Exercise —
Copy the data that follows, character for character, minus the pictures.

Dataset content —
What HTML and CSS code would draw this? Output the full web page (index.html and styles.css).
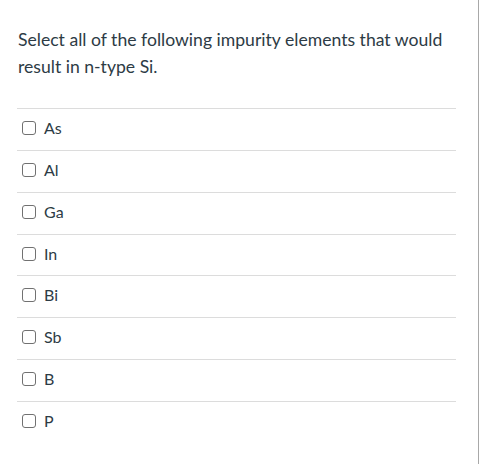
FILE: index.html
```html
<!DOCTYPE html>
<html>
<head>
<meta charset="utf-8">
<link rel="stylesheet" href="styles.css">
</head>
<body>
<div class="frame">
  <div class="question">
    <p class="prompt">Select all of the following impurity elements that would result in n-type Si.</p>
    <ul class="answers">
      <li class="answer"><span class="box"></span><span class="label">As</span></li>
      <li class="answer"><span class="box"></span><span class="label">Al</span></li>
      <li class="answer"><span class="box"></span><span class="label">Ga</span></li>
      <li class="answer"><span class="box"></span><span class="label">In</span></li>
      <li class="answer"><span class="box"></span><span class="label">Bi</span></li>
      <li class="answer"><span class="box"></span><span class="label">Sb</span></li>
      <li class="answer"><span class="box"></span><span class="label">B</span></li>
      <li class="answer"><span class="box"></span><span class="label">P</span></li>
    </ul>
  </div>
</div>
</body>
</html>
```
FILE: styles.css
```css
html, body {
  margin: 0;
  padding: 0;
  background: #ffffff;
}
body {
  font-family: Lato, "Liberation Sans", sans-serif;
  color: #2d3b45;
}
.frame {
  width: 478px;
  height: 464px;
  border-right: 1px solid #a8a8a8;
  box-sizing: content-box;
}
.question {
  width: 439px;
  padding: 26px 0 0 17px;
}
.prompt {
  margin: 0 0 28px 1px;
  font-size: 17.6px;
  line-height: 27px;
}
.answers {
  list-style: none;
  margin: 0;
  padding: 0;
}
.answer {
  box-sizing: border-box;
  height: 41.86px;
  border-top: 1px solid #dcdcdc;
  display: flex;
  align-items: center;
  padding: 0 0 3px 5px;
  font-size: 16px;
}
.box {
  width: 12px;
  height: 12px;
  border: 1px solid #717171;
  border-radius: 3px;
  margin-right: 8px;
  flex: none;
}
.label {
  line-height: 18px;
}
```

Exercise answer —
What HTML and CSS code would draw this? Output the full web page (index.html and styles.css).
FILE: index.html
```html
<!DOCTYPE html>
<html>
<head>
<meta charset="utf-8">
<link rel="stylesheet" href="styles.css">
</head>
<body>
<div class="frame">
  <div class="question">
    <p class="prompt">Select all of the following impurity elements that would result in n-type Si.</p>
    <ul class="answers">
      <li class="answer"><span class="box"></span><span class="label">As</span></li>
      <li class="answer"><span class="box"></span><span class="label">Al</span></li>
      <li class="answer"><span class="box"></span><span class="label">Ga</span></li>
      <li class="answer"><span class="box"></span><span class="label">In</span></li>
      <li class="answer"><span class="box"></span><span class="label">Bi</span></li>
      <li class="answer"><span class="box"></span><span class="label">Sb</span></li>
      <li class="answer"><span class="box"></span><span class="label">B</span></li>
      <li class="answer"><span class="box"></span><span class="label">P</span></li>
    </ul>
  </div>
</div>
</body>
</html>
```
FILE: styles.css
```css
html, body {
  margin: 0;
  padding: 0;
  background: #ffffff;
}
body {
  font-family: Lato, "Liberation Sans", sans-serif;
  color: #2d3b45;
}
.frame {
  width: 478px;
  height: 464px;
  border-right: 1px solid #a8a8a8;
  box-sizing: content-box;
}
.question {
  width: 439px;
  padding: 26px 0 0 17px;
}
.prompt {
  margin: 0 0 28px 1px;
  font-size: 17.6px;
  line-height: 27px;
}
.answers {
  list-style: none;
  margin: 0;
  padding: 0;
}
.answer {
  box-sizing: border-box;
  height: 41.86px;
  border-top: 1px solid #dcdcdc;
  display: flex;
  align-items: center;
  padding: 0 0 3px 5px;
  font-size: 16px;
}
.box {
  width: 12px;
  height: 12px;
  border: 1px solid #717171;
  border-radius: 3px;
  margin-right: 8px;
  flex: none;
}
.label {
  line-height: 18px;
}
```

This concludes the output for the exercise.